Why almost everyone uses a gestor for this
Import registration sits exactly where Spanish bureaucracy gets genuinely fiddly — several offices, several documents, and requirements that shift with vehicle origin and residency status. A gestor who does this routinely will know the current sequence, catch a missing document before it costs you a wasted appointment, and generally clear the whole thing faster than a determined DIY attempt. It's not a sign of giving up; it's what most residents here do for anything past the padrón.
The road tax and insurance loop
Once a car is on Spanish plates, it enters the annual IVTM (road tax, collected by the town hall) cycle and needs Spanish insurance, which in turn generally expects a current ITV certificate to remain valid. The three — ITV, road tax and insurance — effectively chain together: let one lapse and it can complicate the others, so treat renewal dates as a single annual admin task rather than three separate ones.
Quick answers
Do I need to change my UK-plated car onto Spanish plates once I live here? Yes — once you're resident in Spain and using a car as your everyday vehicle, it needs to be registered on Spanish plates within a defined period after your move; driving indefinitely on foreign plates as a resident isn't a long-term option. The exact timeframe and any transitional allowance depend on your specific circumstances, so confirm the current rule with a gestor as soon as you know you're relocating the car.

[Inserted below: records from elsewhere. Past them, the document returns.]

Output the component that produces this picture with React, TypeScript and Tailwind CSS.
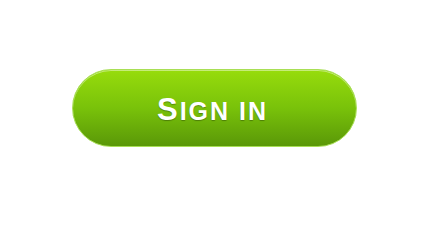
export default function App() {
  return (
    <div className="w-[427px] h-[240px] bg-white pt-[69px] pl-[72px]">
      <button className="w-[285px] h-[78px] rounded-full border border-[#a8df55] bg-gradient-to-b from-[#97dc0c] via-[#79c20a] to-[#5a9808] shadow-[inset_0_1px_0_rgba(255,255,255,0.45)] flex items-center justify-center">
        <span
          className="text-white font-bold uppercase tracking-[2px] leading-none [text-shadow:0_1px_1px_rgba(0,0,0,0.3)] pr-1 mt-[2px]"
          style={{ fontFamily: '"Liberation Sans", Arial, sans-serif' }}
        >
          <span className="text-[31px]">S</span>
          <span className="text-[25px]">ign in</span>
        </span>
      </button>
    </div>
  );
}
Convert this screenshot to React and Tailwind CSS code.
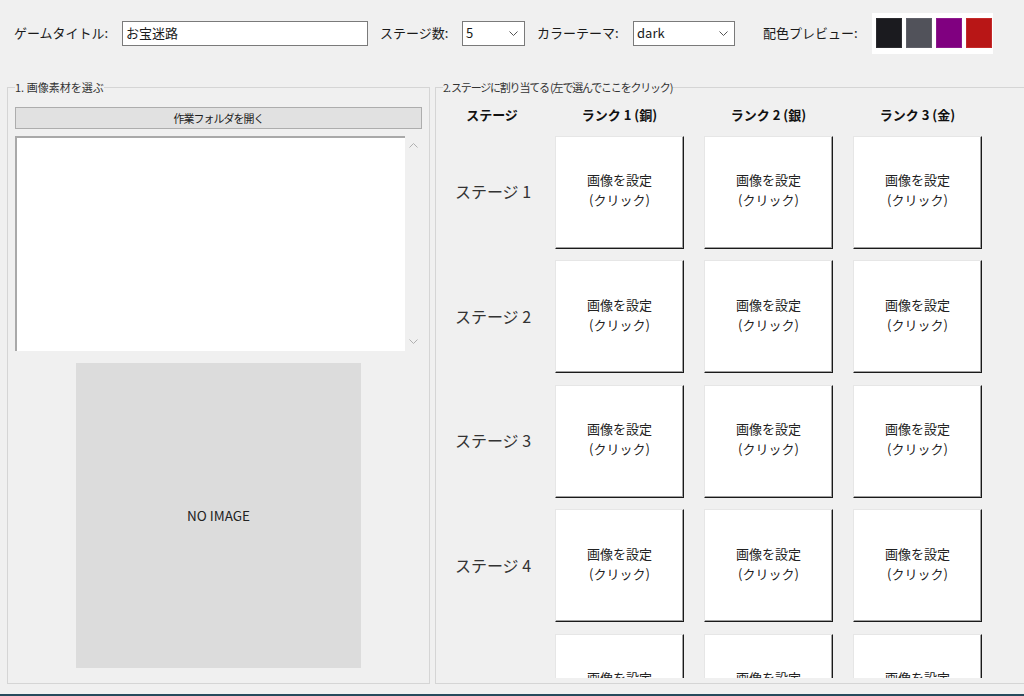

How long can I drive a foreign-plated car in Spain before I need to register it? Visitors and non-residents can generally drive a foreign-plated car in Spain for a limited period without registering it, but once you establish residency the position changes and a registration deadline applies. Because the exact allowances depend on residency status and vehicle origin, and are reviewed periodically, confirm your specific timeline with a gestor rather than relying on a fixed number from an old source.